Managing crawling of faceted navigation URLs

Faceted navigation is a common feature of websites that allows its visitors to change how items (for example, products, articles, or events) are displayed on a page. It's a popular and useful feature, however its most common implementation, which is based on URL parameters, can generate infinite URL spaces which harms the website in a couple ways:

  • Overcrawling: Because the URLs created for the faceted navigation seem to be novel and crawlers can't determine whether the URLs are going to be useful without crawling first, the crawlers will typically access a very large number of faceted navigation URLs before the crawlers' processes determine the URLs are in fact useless.
  • Slower discovery crawls: Stemming from the previous point, if crawling is spent on useless URLs, the crawlers have less time to spend on new, useful URLs.

A typical faceted navigation URL may contain various parameters in the query string related to the properties of items they filter for. For example:

https://example.com/items.shtm?products=fish&color=radioactive_green&size=tiny

Changing any of the URL parameters products, color, and size would show a different set of items on the underlying page. This often means a very large number of possible combinations of filters, which translates to a very large number of possible URLs. To save your resources, we recommend dealing with these URLs one of the following ways:

  • If you don't need the faceted navigation URLs potentially indexed, prevent crawling of these URLs.
  • If you need the faceted navigation URLs potentially indexed, ensure that the URLs follow our best practices outlined in the following section. Keep in mind that crawling faceted URLs tends to cost sites large amounts of computing resources due to the sheer amount of URLs and operations needed to render those pages.
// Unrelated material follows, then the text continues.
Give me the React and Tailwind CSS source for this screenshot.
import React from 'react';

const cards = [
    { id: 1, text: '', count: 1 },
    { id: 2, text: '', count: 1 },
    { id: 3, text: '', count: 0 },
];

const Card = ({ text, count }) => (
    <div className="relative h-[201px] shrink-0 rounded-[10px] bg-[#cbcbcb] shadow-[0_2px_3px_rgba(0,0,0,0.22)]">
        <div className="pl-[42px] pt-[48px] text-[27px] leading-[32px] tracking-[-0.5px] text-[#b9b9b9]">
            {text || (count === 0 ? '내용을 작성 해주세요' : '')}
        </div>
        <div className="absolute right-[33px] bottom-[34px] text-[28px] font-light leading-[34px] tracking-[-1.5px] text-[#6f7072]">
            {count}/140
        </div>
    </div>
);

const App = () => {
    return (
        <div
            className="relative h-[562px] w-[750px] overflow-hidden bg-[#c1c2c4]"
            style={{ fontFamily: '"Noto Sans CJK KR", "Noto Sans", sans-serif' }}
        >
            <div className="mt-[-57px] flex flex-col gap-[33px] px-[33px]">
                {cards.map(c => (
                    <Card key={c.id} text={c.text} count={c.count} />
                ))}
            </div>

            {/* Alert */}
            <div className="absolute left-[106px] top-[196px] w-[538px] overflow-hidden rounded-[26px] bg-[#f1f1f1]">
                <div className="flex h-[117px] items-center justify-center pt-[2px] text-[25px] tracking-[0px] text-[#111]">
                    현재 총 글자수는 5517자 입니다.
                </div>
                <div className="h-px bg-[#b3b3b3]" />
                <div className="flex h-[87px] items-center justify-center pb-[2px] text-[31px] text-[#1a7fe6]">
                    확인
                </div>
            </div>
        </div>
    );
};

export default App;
Prevent crawling of faceted navigation URLs

If you want to save server resources and you don't need your faceted navigation URLs to show up in Google Search, you can prevent crawling of these URLs with one of the following ways.
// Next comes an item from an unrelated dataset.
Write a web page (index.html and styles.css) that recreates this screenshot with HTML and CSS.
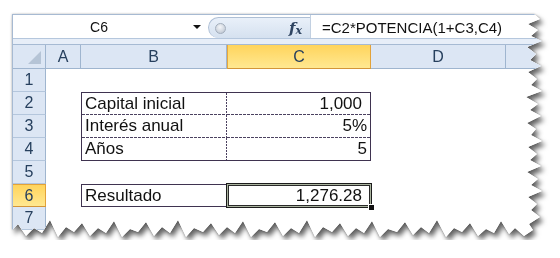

  • Use robots.txt to disallow crawling of faceted navigation URLs. Oftentimes there's no good reason to allow crawling of filtered items, as it consumes server resources for no or negligible benefit; instead, allow crawling of just the individual items' pages along with a dedicated listing page that shows all products without filters applied.
    user-agent: Googlebot
    disallow: /*?*products=
    disallow: /*?*color=
    disallow: /*?*size=
    allow: /*?products=all$
    
  • Use URL fragments to specify filters. Google Search generally doesn't support URL fragments in crawling and indexing. If your filtering mechanism is based on URL fragments, it will have no impact on crawling (positive or negative). For example, instead of URL parameters, use URL fragments:
    https://example.com/items.shtm#products=fish&color=radioactive_green&size=tiny

Other ways to signal a preference of which faceted navigation URLs (not) to crawl is using rel="canonical" link element and the rel="nofollow" anchor attribute. However, these methods are generally less effective in the long term than the previously mentioned methods.
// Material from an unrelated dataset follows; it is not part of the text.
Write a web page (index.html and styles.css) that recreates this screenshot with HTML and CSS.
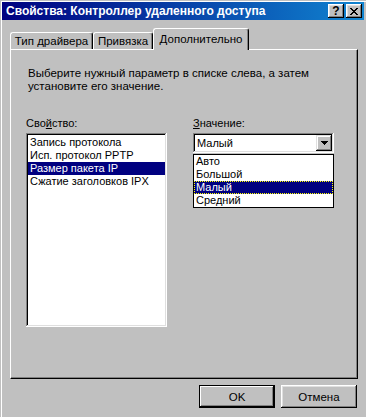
FILE: index.html
```html
<!DOCTYPE html>
<html lang="ru">
<head>
    <meta charset="UTF-8">
    <title>Свойства: Контроллер удаленного доступа</title>
    <link rel="stylesheet" href="styles.css">
</head>
<body>
    <div class="window">
        <div class="titlebar">
            <span class="title">Свойства: Контроллер удаленного доступа</span>
            <div class="title-buttons">
                <div class="tbtn help">?</div>
                <div class="tbtn close">
                    <svg width="8" height="7" viewBox="0 0 8 7">
                        <path d="M0 0h2v1h1v1h2v-1h1v-1h2v1h-1v1h-1v1h-1v1h1v1h1v1h1v1h-2v-1h-1v-1h-2v1h-1v1h-2v-1h1v-1h1v-1h1v-1h-1v-1h-1v-1h-1z" fill="#000"/>
                    </svg>
                </div>
            </div>
        </div>

        <div class="dialog-body">
            <div class="tabs">
                <div class="tab tab-driver">Тип драйвера</div>
                <div class="tab tab-binding">Привязка</div>
                <div class="tab tab-extra active">Дополнительно</div>
            </div>

            <div class="panel">
                <p class="hint">Выберите нужный параметр в списке слева, а затем<br>установите его значение.</p>

                <div class="columns">
                    <div class="col">
                        <div class="label">Сво<u>й</u>ство:</div>
                        <div class="listbox">
                            <div class="item">Запись протокола</div>
                            <div class="item">Исп. протокол PPTP</div>
                            <div class="item selected">Размер пакета IP</div>
                            <div class="item">Сжатие заголовков IPX</div>
                        </div>
                    </div>
                    <div class="col">
                        <div class="label"><u>З</u>начение:</div>
                        <div class="combo">
                            <span class="combo-value">Малый</span>
                            <div class="combo-btn">
                                <svg width="7" height="4" viewBox="0 0 7 4"><path d="M0 0h7v1h-1v1h-1v1h-1v1h-1v-1h-1v-1h-1v-1h-1z" fill="#000"/></svg>
                            </div>
                        </div>
                        <div class="dropdown">
                            <div class="item">Авто</div>
                            <div class="item">Большой</div>
                            <div class="item selected focus">Малый</div>
                            <div class="item">Средний</div>
                        </div>
                    </div>
                </div>
            </div>

            <div class="actions">
                <div class="button default">OK</div>
                <div class="button">Отмена</div>
            </div>
        </div>
    </div>
</body>
</html>
```

FILE: styles.css
```css
body {
    margin: 0;
    background: #c0c0c0;
    font-family: "Liberation Sans", Arial, sans-serif;
    font-size: 11px;
    color: #000;
}

.window {
    width: 366px;
    height: 417px;
    box-sizing: border-box;
    padding: 2px 2px 0 2px;
    background: #c0c0c0;
    box-shadow: inset 1px 1px 0 #c0c0c0, inset 2px 2px 0 #fff;
}

.titlebar {
    height: 18px;
    display: flex;
    align-items: center;
    justify-content: space-between;
    padding: 0 2px 0 4px;
    background: linear-gradient(to right, #000080, #1084d0);
}
.title {
    color: #fff;
    font-weight: bold;
    font-size: 12px;
    white-space: nowrap;
}
.title-buttons {
    display: flex;
    gap: 2px;
}
.tbtn {
    width: 16px;
    height: 14px;
    box-sizing: border-box;
    background: #c0c0c0;
    display: flex;
    align-items: center;
    justify-content: center;
    box-shadow: inset -1px -1px 0 #000, inset 1px 1px 0 #fff, inset -2px -2px 0 #808080, inset 2px 2px 0 #dfdfdf;
}
.tbtn.help {
    font-weight: bold;
    font-size: 12px;
    line-height: 14px;
}

.dialog-body {
    padding: 0 8px;
}

.tabs {
    display: flex;
    align-items: flex-end;
    height: 21px;
    margin-top: 8px;
    position: relative;
    z-index: 1;
}
.tab {
    height: 17px;
    box-sizing: border-box;
    text-align: center;
    line-height: 16px;
    font-size: 11.5px;
    white-space: nowrap;
    border-top: 1px solid #fff;
    border-left: 1px solid #fff;
    border-right: 1px solid #000;
    border-radius: 3px 3px 0 0;
    box-shadow: inset -1px 0 0 #808080;
    background: #c0c0c0;
}
.tab-driver { width: 83px; }
.tab-binding { width: 60px; }
.tab-extra { width: 96px; }
.tab.active {
    height: 22px;
    margin-bottom: -1px;
    line-height: 20px;
}

.panel {
    width: 348px;
    height: 330px;
    box-sizing: border-box;
    border-top: 1px solid #fff;
    border-left: 1px solid #fff;
    border-right: 1px solid #000;
    border-bottom: 1px solid #000;
    box-shadow: inset -1px -1px 0 #808080;
    padding: 17px 0 0 15px;
}

.hint {
    margin: 0;
    padding-left: 2px;
    line-height: 13px;
    font-size: 11.5px;
}

.columns {
    display: flex;
    gap: 26px;
    margin-top: 24px;
}
.col {
    width: 141px;
}
.label {
    line-height: 13px;
    margin-bottom: 3px;
}
.label u {
    text-decoration-thickness: 1px;
    text-underline-offset: 1px;
}

.listbox {
    height: 194px;
    box-sizing: border-box;
    background: #fff;
    padding: 3px 2px 2px;
    box-shadow: inset -1px -1px 0 #fff, inset 1px 1px 0 #808080, inset -2px -2px 0 #dfdfdf, inset 2px 2px 0 #000;
}
.item {
    line-height: 13px;
    height: 13px;
    padding-left: 2px;
    white-space: nowrap;
}
.item.selected {
    background: #000080;
    color: #fff;
}

.combo {
    height: 20px;
    box-sizing: border-box;
    background: #fff;
    display: flex;
    align-items: center;
    justify-content: space-between;
    padding: 2px;
    box-shadow: inset -1px -1px 0 #fff, inset 1px 1px 0 #808080, inset -2px -2px 0 #dfdfdf, inset 2px 2px 0 #000;
}
.combo-value {
    padding-left: 2px;
}
.combo-btn {
    width: 16px;
    height: 16px;
    box-sizing: border-box;
    background: #c0c0c0;
    display: flex;
    align-items: center;
    justify-content: center;
    box-shadow: inset -1px -1px 0 #000, inset 1px 1px 0 #dfdfdf, inset -2px -2px 0 #808080, inset 2px 2px 0 #fff;
}

.dropdown {
    margin-top: 1px;
    border: 1px solid #000;
    background: #fff;
}
.dropdown .item.focus {
    outline: 1px dotted #ff0;
    outline-offset: -1px;
}

.actions {
    display: flex;
    justify-content: flex-end;
    gap: 6px;
    margin-top: 6px;
    margin-right: -1px;
}
.button {
    width: 76px;
    height: 23px;
    box-sizing: border-box;
    display: flex;
    align-items: center;
    justify-content: center;
    font-size: 11.5px;
    background: #c0c0c0;
    box-shadow: inset -1px -1px 0 #000, inset 1px 1px 0 #fff, inset -2px -2px 0 #808080, inset 2px 2px 0 #dfdfdf;
}
.button.default {
    border: 1px solid #000;
    box-shadow: inset -1px -1px 0 #000, inset 1px 1px 0 #fff, inset -2px -2px 0 #808080;
}
```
  • Using rel="canonical" to specify which URL is the canonical version of a faceted navigation URL may, over time, decrease the crawl volume of non-canonical versions of those URLs. For example, if you have 3 filtered page types, consider pointing the rel="canonical" to the unfiltered version: https://example.com/items.shtm?products=fish&color=radioactive_green&size=tiny specifies <link rel="canonical" href="https://example.com/items.shtm?products=fish" >.
  • Using rel="nofollow" attributes on anchors pointing to filtered results pages may be beneficial, however keep in mind that every anchor pointing to a specific URL must have the rel="nofollow" attribute in order for it to be effective.

Ensure the faceted navigation URLs are optimal for the web

If you need your faceted navigation URLs to be potentially crawled and indexed, ensure you're following these best practices to minimize the negative effects of crawling the large number of potential URLs on your site:

  1. Use the industry standard URL parameter separator '&'. Characters like comma (,), semicolon (;), and brackets ([ and ]) are hard for crawlers to detect as parameter separators (because most often they're not separators).
  2. If you're encoding filters in the URL path, such as /products/fish/green/tiny, ensure that the logical order of the filters always stays the same and that no duplicate filters can exist.
  3. Return an HTTP 404 status code when a filter combination doesn't return results. If there are no green fish in the site's inventory, users as well as crawlers should receive a "not found" error with the proper HTTP status code (404). This should also be the case if the URL contains duplicate filters or otherwise nonsensical filter combinations, and nonexistent pagination URLs. Similarly, if a filter combination has no results, don't redirect to a common "not found" error page. Instead, serve a "not found" error with the 404 HTTP status code under the URL where it was encountered.